The most recent epoch ID is included in the produced Evidence or Attestation Results, and the appraising entity can compare the epoch ID in received Evidence or Attestation Results against the latest epoch ID it received from the epoch ID distributor to determine if it is within the current epoch. An actual solution also needs to take into account race conditions when transitioning to a new epoch, such as by using a counter signed by the epoch ID distributor as the epoch ID, by including both the current and previous epoch IDs in messages and/or checks by requiring retries in case of mismatching epoch IDs, or by buffering incoming messages that might be associated with an epoch ID that the receiver has not yet obtained.
More generally, in order to prevent an appraising entity from generating false negatives (e.g., discarding Evidence that is deemed stale even if it is not), the appraising entity should keep an "epoch window" consisting of the most recently received epoch IDs. The depth of such epoch window is directly proportional to the maximum network propagation delay between the first to receive the epoch ID and the last to receive the epoch ID and it is inversely proportional to the epoch duration. The appraising entity shall compare the epoch ID carried in the received Evidence or Attestation Result with the epoch IDs in its epoch window to find a suitable match.
Whereas the nonce approach typically requires the appraising entity to keep state for each nonce generated, the epoch ID approach minimizes the state kept to be independent of the number of Attesters or Verifiers from which it expects to receive Evidence or Attestation Results as long as all use the same epoch ID distributor.
10.4. Discussion
Implicit and explicit timekeeping can be combined into hybrid mechanisms. For example, if clocks exist within the Attesting Environment and are considered trustworthy (tamper-proof) but are not synchronized, a nonce-based exchange may be used to determine the (relative) time offset between the involved peers followed by any number of timestamp based exchanges.

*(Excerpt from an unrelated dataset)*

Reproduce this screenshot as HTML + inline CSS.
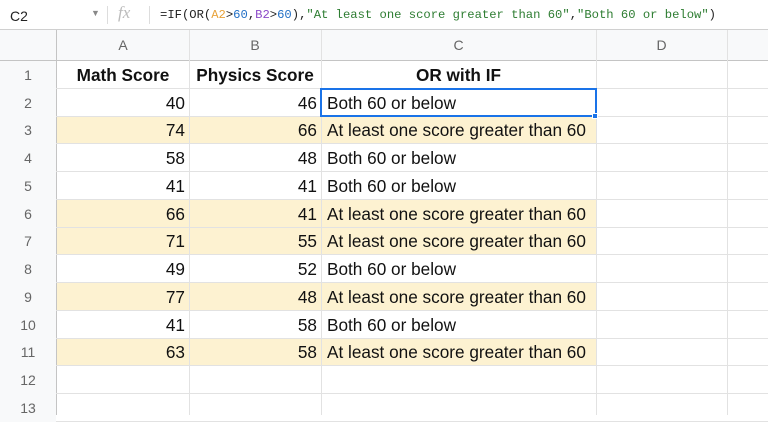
<!DOCTYPE html>
<html><head><style>
*{margin:0;padding:0;box-sizing:border-box}
body{width:768px;height:415px;overflow:hidden;background:#fff;font-family:"Liberation Sans",Arial,sans-serif;position:relative}
.a{position:absolute}
.fb{left:0;top:0;width:768px;height:30px;background:#fff;border-bottom:1px solid #d0d0d0}
.mono{font-family:"Liberation Mono",monospace;font-size:12.2px;color:#222}
.h{background:#f8f9fa;color:#666;font-size:14px;text-align:center;line-height:30px}
.rh{background:#f8f9fa;color:#666;font-size:14px;text-align:center}
.c{font-size:17.2px;color:#111;white-space:nowrap;overflow:hidden}
.vl{width:1px;background:#e2e2e2}
.hl{height:1px;background:#e2e2e2}
</style></head><body>
<div class="a fb"></div>
<div class="a" style="left:10px;top:8px;font-size:14px;color:#222">C2</div>
<div class="a" style="left:91px;top:8px;font-size:9px;color:#888">▼</div>
<div class="a" style="left:107px;top:6px;width:1px;height:18px;background:#ddd"></div>
<div class="a" style="left:118px;top:3px;font-family:'Liberation Serif',serif;font-style:italic;font-size:17px;color:#bbb">fx</div>
<div class="a" style="left:149px;top:6px;width:1px;height:18px;background:#ddd"></div>
<div class="a mono" style="left:160px;top:8px;white-space:pre">=IF(OR(<span style="color:#e8a33b">A2</span>&gt;<span style="color:#1f6ec5">60</span>,<span style="color:#8c4bc9">B2</span>&gt;<span style="color:#1f6ec5">60</span>),<span style="color:#2e7d32">"At least one score greater than 60"</span>,<span style="color:#2e7d32">"Both 60 or below"</span>)</div>
<div class="a h" style="left:0;top:30px;width:768px;height:31px"></div>
<div class="a h" style="left:57px;top:30px;width:132px">A</div>
<div class="a h" style="left:189px;top:30px;width:132px">B</div>
<div class="a h" style="left:321px;top:30px;width:275px">C</div>
<div class="a h" style="left:596px;top:30px;width:131px">D</div>
<div class="a rh" style="left:0;top:61px;width:57px;height:354px"></div>
<div class="a" style="left:0;top:60px;width:768px;height:1px;background:#c4c4c4"></div>
<div class="a" style="left:56px;top:30px;width:1px;height:385px;background:#c4c4c4"></div>
<div class="a" style="left:57px;top:117px;width:539px;height:27px;background:#fdf2d1"></div>
<div class="a" style="left:57px;top:200px;width:539px;height:28px;background:#fdf2d1"></div>
<div class="a" style="left:57px;top:228px;width:539px;height:27px;background:#fdf2d1"></div>
<div class="a" style="left:57px;top:283px;width:539px;height:28px;background:#fdf2d1"></div>
<div class="a" style="left:57px;top:339px;width:539px;height:27px;background:#fdf2d1"></div>
<div class="a vl" style="left:189px;top:30px;height:385px"></div>
<div class="a vl" style="left:321px;top:30px;height:385px"></div>
<div class="a vl" style="left:596px;top:30px;height:385px"></div>
<div class="a vl" style="left:727px;top:30px;height:385px"></div>
<div id="g"></div>
<script>
var tops=[61,89,117,144,172,200,228,255,283,311,339,366,394];
var rows=[["Math Score","Physics Score","OR with IF"],[40,46,0],[74,66,1],[58,48,0],[41,41,0],[66,41,1],[71,55,1],[49,52,0],[77,48,1],[41,58,0],[63,58,1],null,null];
var h='';
for(var i=0;i<13;i++){var t=tops[i],nt=(tops[i+1]||422);
h+='<div class="a hl" style="left:0;top:'+(nt-1)+'px;width:768px"></div>';
h+='<div class="a rh" style="left:0;top:'+t+'px;width:56px;line-height:'+(nt-t)+'px">'+(i+1)+'</div>';
var r=rows[i];if(!r)continue;var lh='line-height:'+(nt-t)+'px;top:'+t+'px;';
if(i==0){h+='<div class="a c" style="'+lh+'left:57px;width:132px;text-align:center;font-weight:bold">'+r[0]+'</div>';
h+='<div class="a c" style="'+lh+'left:189px;width:132px;text-align:center;font-weight:bold">'+r[1]+'</div>';
h+='<div class="a c" style="'+lh+'left:321px;width:275px;text-align:center;font-weight:bold">'+r[2]+'</div>';}
else{h+='<div class="a c" style="'+lh+'left:57px;width:128px;text-align:right">'+r[0]+'</div>';
h+='<div class="a c" style="'+lh+'left:189px;width:128px;text-align:right">'+r[1]+'</div>';
h+='<div class="a c" style="'+lh+'left:327px;width:268px">'+(r[2]?'At least one score greater than 60':'Both 60 or below')+'</div>';}}
document.getElementById('g').innerHTML=h;
</script>
<div class="a" style="left:320px;top:88px;width:277px;height:29px;border:2px solid #1a73e8"></div>
<div class="a" style="left:592px;top:113px;width:6px;height:6px;background:#1a73e8;border:1px solid #fff"></div>
</body></html>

It is important to note that the actual values in Claims might have been generated long before the Claims are signed. If so, it is the signer's responsibility to ensure that the values are still fresh when they are signed. For example, values generated at boot time might have been saved to secure storage until network connectivity is established to the remote Verifier and a nonce is obtained.
A more detailed discussion with examples appears in Appendix A.
For a discussion on the security of epoch IDs see Section 12.3.